Mi fermo ovviamente qui, evitando di descrivere il convulso finale della storia, soffermandomi piuttosto su alcune note critiche sul film.

Dirò subito che l'Argento irrazionale à la "Suspiria", "Inferno", "Phenomena" non mi è mai troppo garbato, ritenendo che il distacco da una trama solida e razionale porti il regista a compiacersi un po' troppo della forma dei suoi lavori, abbandonando la direzione degli attori, il controllo sullo sviluppo dell'intreccio e sui tempi della stessa narrazione filmica.

Di qui, un che di irrisolto che già contraddistingue "Suspiria" (finale frettoloso), che inficia quasi tutto "Inferno" (trama assente) e, da ultimo, lo stesso film in commento, passato forse alla memoria per un uso degli effetti speciali fino ad allora ignoto al cinema italiano e per riconoscibili allusioni ai luoghi comuni dell'horror (vergine nei guai-contrapposizione adolescenza/mondo adulto-contrapposizione bellezza/deformità-contrapposizione e affinità uomini/animali) che hanno fatto la fortuna del genere sin dai tempi di Mary Shelley, passando per Poe dei Delitti della Rue Morgue e finendo ai classici della Hammer o addirittura allo Stephen King di "Carrie", "Shining" o "L'incendiaria".

E' pertanto chiaro che, dietro questi luoghi comuni e dietro l'attitudine commerciale del film, non ultimo grazie alla bellezza della giovane Jennifer Connelly nel ruolo della protagonista, "Phenomena" presenta una trama piuttosto scontata e deludente, uno sviluppo dell'intreccio con eccessivi punti morti, una scelta delle locations più suggestiva che funzionale alla storia, risultando al dunque un film piuttosto noioso e, sia concesso, banale.
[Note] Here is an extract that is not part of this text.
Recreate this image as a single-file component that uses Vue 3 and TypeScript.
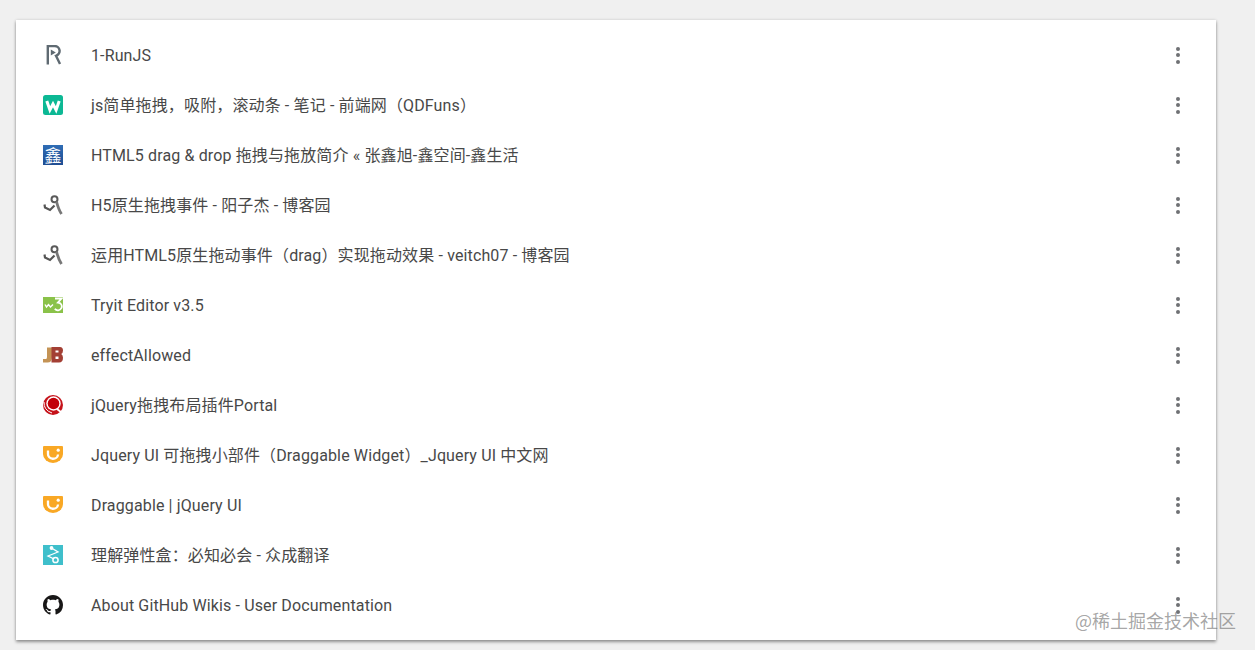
<script setup lang="ts">
interface Row { title: string; icon: string }
const rows: Row[] = [
  { title: '1-RunJS', icon: 'runjs' },
  { title: 'js简单拖拽\uFF0C吸附\uFF0C滚动条 - 笔记 - 前端网\uFF08QDFuns\uFF09', icon: 'qd' },
  { title: 'HTML5 drag & drop 拖拽与拖放简介 « 张鑫旭-鑫空间-鑫生活', icon: 'xin' },
  { title: 'H5原生拖拽事件 - 阳子杰 - 博客园', icon: 'cnblogs' },
  { title: '运用HTML5原生拖动事件\uFF08drag\uFF09实现拖动效果 - veitch07 - 博客园', icon: 'cnblogs' },
  { title: 'Tryit Editor v3.5', icon: 'w3' },
  { title: 'effectAllowed', icon: 'jb' },
  { title: 'jQuery拖拽布局插件Portal', icon: 'red' },
  { title: 'Jquery UI 可拖拽小部件\uFF08Draggable Widget\uFF09_Jquery UI 中文网', icon: 'ui' },
  { title: 'Draggable | jQuery UI', icon: 'ui' },
  { title: '理解弹性盒\uFF1A必知必会 - 众成翻译', icon: 'zc' },
  { title: 'About GitHub Wikis - User Documentation', icon: 'github' }
]
</script>

<template>
  <div class="page">
    <ul class="card">
      <li v-for="(row, i) in rows" :key="i" class="row">
        <span class="icon">
          <svg v-if="row.icon === 'runjs'" viewBox="0 0 20 20" width="20" height="20">
            <path d="M4.800 19.500V1h6.700a5 5 0 0 1 1.500 9.800L17 19" fill="none" stroke="#5f6a72" stroke-width="2.400" />
            <path d="M7.800 4.500l5 3-5 3z" fill="#5f6a72" />
          </svg>
          <svg v-else-if="row.icon === 'qd'" viewBox="0 0 20 20" width="20" height="20">
            <rect width="20" height="20" rx="2.500" fill="#0cb894" />
            <path d="M3.800 6l3.100 9L10 9l3.100 6 3.100-9" fill="none" stroke="#fff" stroke-width="3" />
          </svg>
          <span v-else-if="row.icon === 'xin'" class="xin">鑫</span>
          <svg v-else-if="row.icon === 'cnblogs'" viewBox="0 0 20 20" width="20" height="20">
            <path d="M1.500 9.500l.5 3 5 2.500 4.500-4.500" fill="none" stroke="#555" stroke-width="2.200" />
            <circle cx="11.500" cy="4.200" r="3" fill="none" stroke="#5a5a5a" stroke-width="2" />
            <path d="M13.500 6.500c1 4 2 8 5 12.500" fill="none" stroke="#777" stroke-width="2.800" />
          </svg>
          <svg v-else-if="row.icon === 'w3'" viewBox="0 0 20 20" width="20" height="20">
            <rect y="2" width="20" height="16" fill="#8ac249" />
            <path d="M2 9.500l1.500 2.500 2-2.500 2 2.500 2.500-2.500" fill="none" stroke="#fff" stroke-width="1.400" />
            <path d="M12 3.500h6.500l-3.500 4a3.900 3.900 0 1 1-3.200 6.300" fill="none" stroke="#fff" stroke-width="1.800" />
          </svg>
          <svg v-else-if="row.icon === 'jb'" viewBox="0 0 20 20" width="20" height="20">
            <path d="M4 2.500h5V12q0 5.500-4.500 5.500H0V14h3q1 0 1-2z" fill="#c49355" />
            <path d="M8.500 2H17q3 0 3 3.500 0 2.500-1.800 3.500 1.800 1 1.800 3.800 0 4.700-4 4.700H8.500zM12.500 5.500v2h3v-2zM12.500 11.500v2.500h3v-2.500z" fill="#a33f34" fill-rule="evenodd" />
          </svg>
          <svg v-else-if="row.icon === 'red'" viewBox="0 0 20 20" width="20" height="20">
            <circle cx="10" cy="10" r="10" fill="#c5121a" />
            <circle cx="10.500" cy="8.500" r="7.200" fill="#fff" />
            <circle cx="10.500" cy="8.500" r="5.800" fill="#c20009" />
            <path d="M1 7q-.5 8 8 11" fill="none" stroke="#fff" stroke-width="1" />
            <path d="M14 14l4.500 3.500" stroke="#fff" stroke-width="1.800" />
          </svg>
          <svg v-else-if="row.icon === 'ui'" viewBox="0 0 20 20" width="20" height="20">
            <path d="M1 1h18a1 1 0 0 1 1 1v7a10 9 0 0 1-20 0V2a1 1 0 0 1 1-1z" fill="#f9a825" />
            <path d="M5 5.500v3.500a5 4.500 0 0 0 10 .5" fill="none" stroke="#fff" stroke-width="2.300" />
            <circle cx="15.200" cy="5.200" r="1.600" fill="#fff" />
          </svg>
          <svg v-else-if="row.icon === 'zc'" viewBox="0 0 20 20" width="20" height="20">
            <rect width="20" height="20" fill="#3fbfcb" />
            <circle cx="8.500" cy="3" r="1.900" fill="#fff" />
            <path d="M8.500 3L15 7 5 11l6 3" fill="none" stroke="#fff" stroke-width="1.300" />
            <circle cx="12.500" cy="15" r="2.600" fill="none" stroke="#fff" stroke-width="1.500" />
          </svg>
          <svg v-else viewBox="0 0 16 16" width="20" height="20">
            <path fill="#181717" fill-rule="evenodd" d="M8 0C3.580 0 0 3.580 0 8c0 3.540 2.290 6.530 5.470 7.590.4.070.55-.17.55-.38 0-.19-.01-.82-.01-1.490-2.010.37-2.530-.49-2.690-.94-.09-.23-.48-.94-.82-1.130-.28-.15-.68-.52-.01-.53.630-.01 1.080.58 1.230.82.720 1.210 1.870.87 2.330.66.070-.52.280-.87.510-1.070-1.780-.2-3.640-.89-3.640-3.950 0-.87.310-1.590.820-2.150-.08-.2-.36-1.020.08-2.120 0 0 .67-.21 2.200.82.640-.18 1.320-.27 2-.27s1.360.09 2 .27c1.530-1.040 2.200-.82 2.200-.82.440 1.100.16 1.920.08 2.120.51.560.82 1.270.82 2.150 0 3.070-1.870 3.750-3.650 3.950.29.250.54.730.54 1.480 0 1.070-.01 1.930-.01 2.200 0 .21.150.46.550.38A8.010 8.010 0 0 0 16 8c0-4.420-3.580-8-8-8z" />
          </svg>
        </span>
        <span class="title">{{ row.title }}</span>
        <span class="more" aria-label="更多"><i></i><i></i><i></i></span>
      </li>
    </ul>
    <span class="mark">@稀土掘金技术社区</span>
  </div>
</template>

<style scoped>
.page {
  box-sizing: border-box;
  position: relative;
  width: 1255px;
  height: 650px;
  padding: 20px 39px 10px 16px;
  background: #f0f0f0;
  overflow: hidden;
}
.card {
  box-sizing: border-box;
  height: 620px;
  margin: 0;
  padding: 10px 0;
  list-style: none;
  background: #fff;
  box-shadow: 0 2px 3px rgba(0, 0, 0, 0.38), 0 0 3px rgba(0, 0, 0, 0.12);
}
.row {
  display: flex;
  align-items: center;
  height: 50px;
  padding: 0 35px 0 27px;
}
.icon {
  flex: none;
  display: flex;
  width: 20px;
  height: 20px;
  margin-right: 28px;
}
.xin {
  display: block;
  width: 20px;
  height: 20px;
  font: 17px/20px "Noto Sans CJK SC", sans-serif;
  text-align: center;
  color: #fff;
  background: linear-gradient(#2f6db5, #1f4d92);
}
.title {
  flex: 1;
  padding-top: 2px;
  font-family: Roboto, "Noto Sans CJK SC", sans-serif;
  font-size: 16px;
  line-height: 20px;
  letter-spacing: 0.13px;
  color: #484848;
  white-space: nowrap;
}
.more {
  flex: none;
  display: flex;
  flex-direction: column;
  align-items: center;
  gap: 2.5px;
  width: 6px;
}
.more i {
  display: block;
  width: 4px;
  height: 4px;
  border-radius: 50%;
  background: #6f7174;
}
.mark {
  position: absolute;
  left: 1075px;
  top: 609px;
  font-family: "Noto Sans CJK SC", sans-serif;
  font-size: 18px;
  line-height: 22px;
  color: rgba(110, 110, 110, 0.62);
  white-space: nowrap;
}
</style>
Le stesse scene delittuose, per la prima volta nel cinema del nostro, sono girate con scarsa convinzione, un po' perché non sono l'epicentro del film (l'epicentro sono le vicende paranormali della ragazza ed il loro allestimento scenico) un po' perché lo stesso regista non intendeva "Phenomena" come il solito film di delitti/indagine/soluzione inattesa. Ma se ciò è vero, sarebbe stato auspicabile che il nostro impostasse tutto il film in chiave phantasy/romantica, piuttosto che inserire le vicende della giovane Jennifer nel solito macabro contesto.

Il prodotto si salva solo grazie ad alcune scene immaginifiche, in cui sono coinvolti insetti e doti paranormali di Jennifer, ad una vasca piena di cose schifose che rappresenta l'apice del truculento e dell'esplicito orrorifico (e la fine di ogni linguaggio metacinematrografico o allusivo in Argento, seppellendo quanto di buono vi era in "Tenebre"), nonché grazie al cameo di Donald Pleasance (a proposito di Hammer...) ed alla splendida interpretazione di una Daria Nicolodi tornata improvvisamente ai fasti di un "Profondo Rosso", prima di separare la propria vita persona e professionale dal compagno.

Con "Phenomena", ad Argento ed ai suoi produttori è mancato, forse, il coraggio di staccarsi dai cliché, inconsapevolmente condannandosi a reiterarli per tutto il ventennio successivo ripetendo se stesso fino allo stremo.

Per cui definirei questo film come un'occasione mancata, il primo, ma definitivo, passo falso nella carriera del regista, un passo verso l'abisso da cui non sembra essere più tornato.